Last Wednesday, the European Commission followed up with a statement to the effect that the promissory note issued to support financing for bust banks constituted part of Ireland's national debt -- which indeed it does. The commission pronounced: "It is of the utmost importance that Ireland is seen to honour its financial obligations."
States can accumulate debts which simply cannot be met and debt relief becomes inevitable. But states can also accumulate debts improperly.
Commissioner Rehn and his colleagues in the Commission effect not to understand that not all debts are created equal. There are objections to at least a portion of the bank-related debt now carried on the books of the Irish Exchequer that are in the nature of moral or ethical objections, arising from the circumstances in which the debts were created.
The case for a proper negotiation on the bank-related debt, or at least a major portion of it, does not arise solely from Ireland's high debt burden and consequent concerns about debt sustainability. Even if there were no question marks about debt sustainability, there is a portion of the Irish debt which was incurred under duress and inappropriately, under threats from the European Central Bank.
That portion is smaller than the total of bank-related debt which has now been socialised. Many European countries have chosen to shoulder bank bailout costs. Ireland is unique in the Eurozone in two respects. It has absorbed 40 per cent of GDP in this manner, far more than in any other eurozone member, to the point where the State could no longer borrow in the markets. In addition, some of the bank-related debt was incurred involuntarily. It was inflicted on the Irish Exchequer after exit from the markets became the likely consequence, due to arbitrary actions by the ECB.
The Irish Government responded (foolishly) to the emergence of stresses in Ireland's mismanaged and poorly regulated banks in the autumn of 2008 by issuing a blanket guarantee of bank liabilities. The most insolvent banks were subsequently nationalised and placed in resolution, having lost large multiples of their capital.
The ECB, for reasons which it has never explained, then forced the Irish Government, against its declared wishes, to continue paying 100 per cent of face value on maturing senior bonds in these zombie banks. Beneficiaries included bondholders who did not enjoy any kind of guarantee, foolish or otherwise, from the Irish Government. Some of the beneficiaries were hedge funds that had bought these bonds of bust banks at large discounts in the secondary market, betting that the ECB would behave arbitrarily. They won their bets.

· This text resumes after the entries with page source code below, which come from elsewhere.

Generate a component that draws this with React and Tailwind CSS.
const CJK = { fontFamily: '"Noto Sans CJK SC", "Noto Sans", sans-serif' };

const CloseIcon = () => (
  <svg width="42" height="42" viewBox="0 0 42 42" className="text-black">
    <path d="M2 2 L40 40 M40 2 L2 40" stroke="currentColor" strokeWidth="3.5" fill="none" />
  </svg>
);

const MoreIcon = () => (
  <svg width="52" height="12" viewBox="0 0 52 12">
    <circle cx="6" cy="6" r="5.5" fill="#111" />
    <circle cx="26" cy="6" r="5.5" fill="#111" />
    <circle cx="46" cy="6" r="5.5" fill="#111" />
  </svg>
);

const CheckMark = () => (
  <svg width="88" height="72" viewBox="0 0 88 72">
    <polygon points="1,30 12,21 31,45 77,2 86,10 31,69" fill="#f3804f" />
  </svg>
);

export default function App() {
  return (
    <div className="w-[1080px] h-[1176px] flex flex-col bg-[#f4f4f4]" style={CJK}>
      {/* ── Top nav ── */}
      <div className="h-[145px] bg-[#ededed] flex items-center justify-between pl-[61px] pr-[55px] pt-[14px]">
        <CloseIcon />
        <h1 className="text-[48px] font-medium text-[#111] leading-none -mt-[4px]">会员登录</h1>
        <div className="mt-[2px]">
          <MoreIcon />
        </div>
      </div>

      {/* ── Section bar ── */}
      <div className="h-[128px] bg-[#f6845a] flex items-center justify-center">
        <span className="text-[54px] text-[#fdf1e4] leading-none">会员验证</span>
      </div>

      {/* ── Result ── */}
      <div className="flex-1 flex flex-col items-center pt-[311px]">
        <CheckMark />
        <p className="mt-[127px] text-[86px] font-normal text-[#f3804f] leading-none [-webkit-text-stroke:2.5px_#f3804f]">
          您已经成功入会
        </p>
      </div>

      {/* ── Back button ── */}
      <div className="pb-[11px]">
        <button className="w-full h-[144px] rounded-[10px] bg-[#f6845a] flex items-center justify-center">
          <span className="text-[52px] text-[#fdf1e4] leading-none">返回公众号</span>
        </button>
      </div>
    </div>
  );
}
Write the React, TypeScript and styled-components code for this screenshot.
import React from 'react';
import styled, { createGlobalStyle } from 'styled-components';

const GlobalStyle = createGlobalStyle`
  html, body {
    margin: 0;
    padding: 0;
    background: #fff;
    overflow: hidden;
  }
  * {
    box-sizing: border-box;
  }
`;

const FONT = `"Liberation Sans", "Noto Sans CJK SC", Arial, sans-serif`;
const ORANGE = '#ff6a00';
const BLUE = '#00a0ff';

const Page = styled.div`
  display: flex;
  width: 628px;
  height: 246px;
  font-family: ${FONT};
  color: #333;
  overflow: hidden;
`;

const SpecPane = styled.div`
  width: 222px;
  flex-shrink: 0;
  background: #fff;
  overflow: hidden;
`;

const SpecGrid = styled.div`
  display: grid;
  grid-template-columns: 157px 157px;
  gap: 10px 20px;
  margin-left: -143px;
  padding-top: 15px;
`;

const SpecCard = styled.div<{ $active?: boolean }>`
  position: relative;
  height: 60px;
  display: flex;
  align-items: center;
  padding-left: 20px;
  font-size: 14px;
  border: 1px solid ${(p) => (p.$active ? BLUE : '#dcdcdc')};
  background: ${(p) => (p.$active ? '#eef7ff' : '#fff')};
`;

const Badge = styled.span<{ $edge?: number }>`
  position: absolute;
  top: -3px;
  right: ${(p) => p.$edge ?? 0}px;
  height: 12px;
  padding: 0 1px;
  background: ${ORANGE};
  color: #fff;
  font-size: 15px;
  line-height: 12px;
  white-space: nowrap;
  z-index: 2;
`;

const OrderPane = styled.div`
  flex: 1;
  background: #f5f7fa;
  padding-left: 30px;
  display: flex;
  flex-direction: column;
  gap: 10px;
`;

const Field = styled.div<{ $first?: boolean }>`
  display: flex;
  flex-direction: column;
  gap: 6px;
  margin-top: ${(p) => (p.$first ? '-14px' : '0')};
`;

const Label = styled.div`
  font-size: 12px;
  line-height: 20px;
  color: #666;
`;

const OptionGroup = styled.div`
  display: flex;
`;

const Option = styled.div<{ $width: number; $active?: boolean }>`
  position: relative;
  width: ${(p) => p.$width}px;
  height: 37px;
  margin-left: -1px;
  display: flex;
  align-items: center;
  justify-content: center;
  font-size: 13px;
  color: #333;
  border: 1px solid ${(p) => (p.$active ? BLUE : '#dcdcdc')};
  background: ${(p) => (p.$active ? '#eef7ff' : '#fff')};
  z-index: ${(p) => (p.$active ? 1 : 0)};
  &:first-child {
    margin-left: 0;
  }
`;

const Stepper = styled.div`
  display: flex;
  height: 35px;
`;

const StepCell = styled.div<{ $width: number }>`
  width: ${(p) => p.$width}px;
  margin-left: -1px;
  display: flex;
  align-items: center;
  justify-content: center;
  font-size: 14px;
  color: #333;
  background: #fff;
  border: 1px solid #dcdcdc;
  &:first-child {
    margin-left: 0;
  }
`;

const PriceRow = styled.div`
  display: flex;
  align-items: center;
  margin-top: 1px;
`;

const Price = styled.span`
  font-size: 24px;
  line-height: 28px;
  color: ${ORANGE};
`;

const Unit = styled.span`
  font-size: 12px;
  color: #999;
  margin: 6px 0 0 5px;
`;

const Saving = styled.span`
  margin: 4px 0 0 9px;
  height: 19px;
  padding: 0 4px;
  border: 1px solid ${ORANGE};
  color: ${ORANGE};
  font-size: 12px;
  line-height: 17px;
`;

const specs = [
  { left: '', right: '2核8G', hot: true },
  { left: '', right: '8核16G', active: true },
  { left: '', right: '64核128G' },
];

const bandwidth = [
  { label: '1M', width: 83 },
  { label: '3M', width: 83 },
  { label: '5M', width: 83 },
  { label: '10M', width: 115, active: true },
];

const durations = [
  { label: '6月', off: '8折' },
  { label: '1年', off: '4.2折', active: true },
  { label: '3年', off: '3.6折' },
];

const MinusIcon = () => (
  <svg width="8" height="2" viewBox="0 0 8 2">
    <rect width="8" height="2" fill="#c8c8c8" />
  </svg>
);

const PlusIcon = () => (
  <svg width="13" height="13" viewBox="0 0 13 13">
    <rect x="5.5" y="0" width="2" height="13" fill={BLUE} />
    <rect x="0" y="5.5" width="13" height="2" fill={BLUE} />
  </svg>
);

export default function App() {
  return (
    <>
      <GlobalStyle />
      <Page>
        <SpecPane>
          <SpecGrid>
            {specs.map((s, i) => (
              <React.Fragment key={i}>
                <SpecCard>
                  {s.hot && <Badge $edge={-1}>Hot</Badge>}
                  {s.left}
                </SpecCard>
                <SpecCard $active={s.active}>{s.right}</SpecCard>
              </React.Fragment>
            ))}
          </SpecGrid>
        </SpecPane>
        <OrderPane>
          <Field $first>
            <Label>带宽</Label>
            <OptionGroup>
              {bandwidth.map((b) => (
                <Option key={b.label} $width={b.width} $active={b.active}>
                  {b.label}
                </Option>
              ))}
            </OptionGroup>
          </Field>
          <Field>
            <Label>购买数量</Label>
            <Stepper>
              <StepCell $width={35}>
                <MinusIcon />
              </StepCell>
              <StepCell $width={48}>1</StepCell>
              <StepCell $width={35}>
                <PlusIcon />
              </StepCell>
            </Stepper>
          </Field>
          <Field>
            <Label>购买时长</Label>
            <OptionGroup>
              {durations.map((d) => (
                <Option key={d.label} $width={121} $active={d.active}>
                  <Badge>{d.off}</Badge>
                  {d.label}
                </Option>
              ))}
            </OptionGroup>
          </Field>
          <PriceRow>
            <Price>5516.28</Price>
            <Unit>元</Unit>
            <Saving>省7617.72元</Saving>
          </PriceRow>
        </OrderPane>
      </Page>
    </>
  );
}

The ECB threat was to restrict liquidity provision to the Irish banking system unless the unguaranteed bondholders were paid in full. The result has been the imposition by a central bank, on a sovereign already in an IMF programme, of an obligation to pay unguaranteed bondholders in banks which have already been closed and are in resolution. This has never happened before in the history of central banking.
The losers are not just Irish taxpayers. Traditional holders of Irish sovereign debt have also been disadvantaged, queue-jumped by unguaranteed bondholders in private banks, which have already been closed down.

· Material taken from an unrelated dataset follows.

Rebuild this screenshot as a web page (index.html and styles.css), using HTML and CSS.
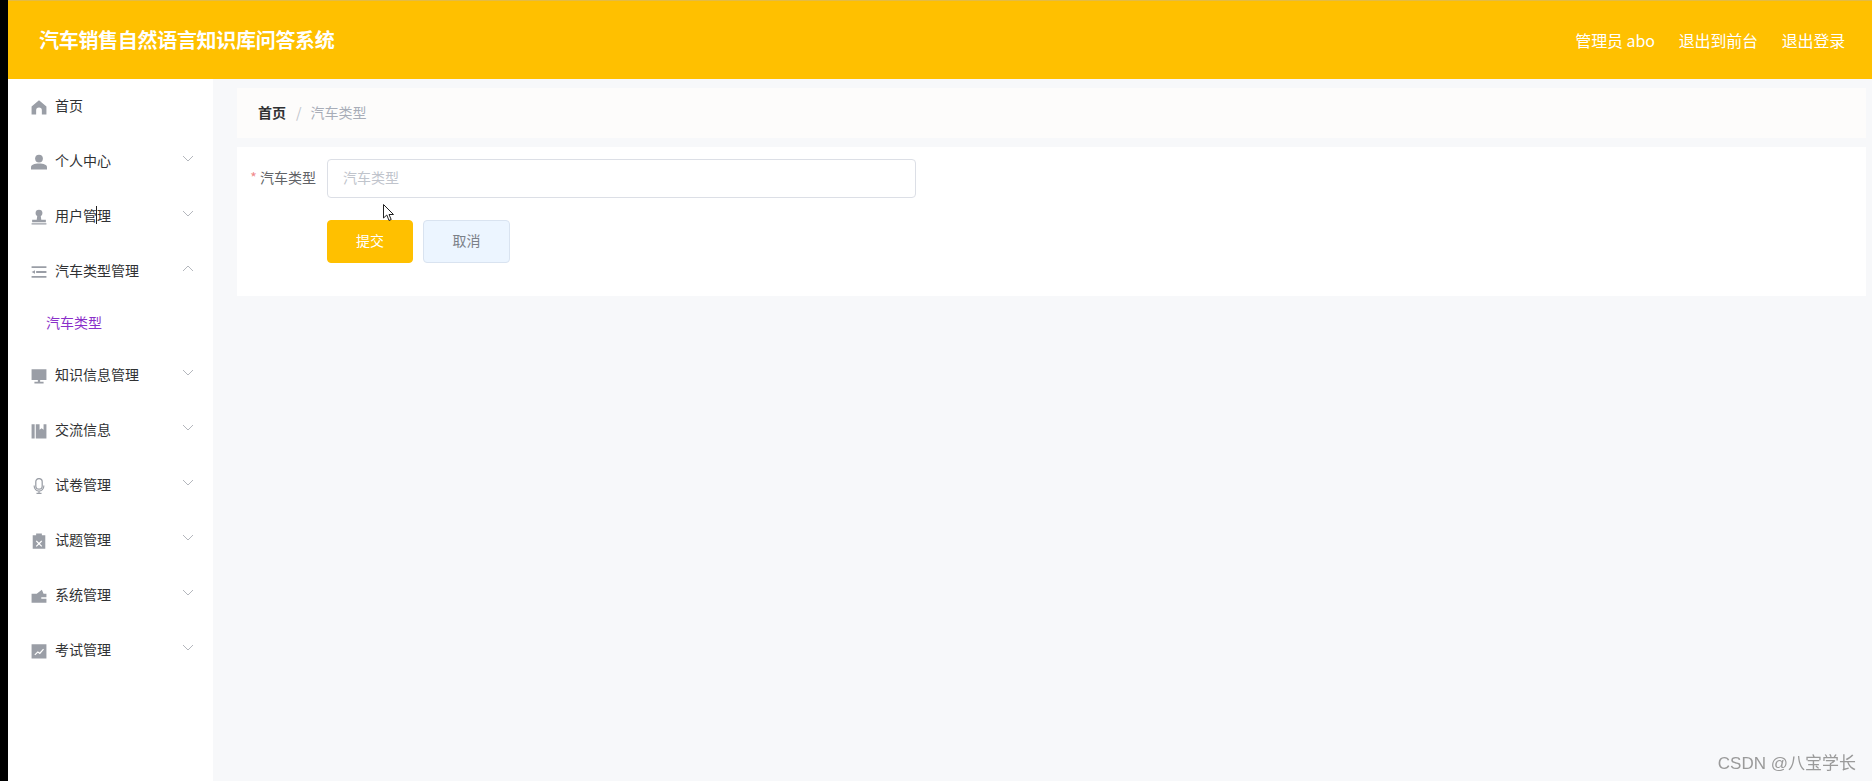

The IMF's money has been used to pay out on the following bond-market trade: go short Irish sovereign debt and go long the debt of unguaranteed, bust and closed Irish banks.
No other eurozone member has incurred bank-related debt under ECB duress. There are no provisions in the Maastricht Treaty, in the Stability and Growth Pact or in any other pact or international treaty which grant this power to the ECB, nor was any eurozone member state ever asked to accede to such an arrangement. Commissioner Rehn's Latin phrase ("pacta sunt servanda") has no pact to refer to, insofar as these imposed debts are concerned. Ireland never signed a pact or treaty which empowered the ECB to behave in this fashion.
One can only speculate as to the ECB's motives, since it does not deign to explain. European banks have come to rely heavily on unsecured bond financing and the ECB may have felt that no bank bondholder should suffer losses, in order to encourage the survival of this market in bank debt. If this was the motive, the policy is being paid for, not by the ECB, but by Irish taxpayers and sovereign bondholders and financed by European taxpayers and the IMF. There is no pact which confers powers of taxation on the ECB.
All of the Greek debt relieved, to the tune of €100bn in recent weeks, was contracted, without duress, by the lawfully elected Greek government. The write-down was welcomed by Commissioner Rehn, who described himself as "very satisfied by the large positive turnout of the voluntary debt exchange in Greece". The same "exchange" was described by one of the bankers enduring a 74 per cent haircut as "about as voluntary as the Spanish Inquisition". The bondholders agreed only after punitive retrospective clauses had been inserted into bond contracts, with the agreement of the European Commission. Some of them are initiating court actions, presumably in jurisdictions cognisant of the "long European legal and historical tradition" to which Commissioner Rehn refers so approvingly.
The Financial Times, in a leader last Thursday, argued that Ireland should be afforded debt relief in order to ensure debt sustainability. "Pacta sunt mutanda" it intoned, which means treaties should be altered. The portion of the Irish debt in dispute here does not derive from any pact or treaty but was arbitrarily imposed by the ECB. There is no need to alter any treaties and the FT, uncharacteristically, has misunderstood the Irish case.
This whole sorry saga has raised once more the enduring policy dilemma of ensuring that central banks are both independent and accountable.
The European Commission at least communicates without resort to anonymity and is to be commended for accepting this form of accountability.
It is time for the Commission to show independence as well -- in particular, independence from the unaccountable central bank.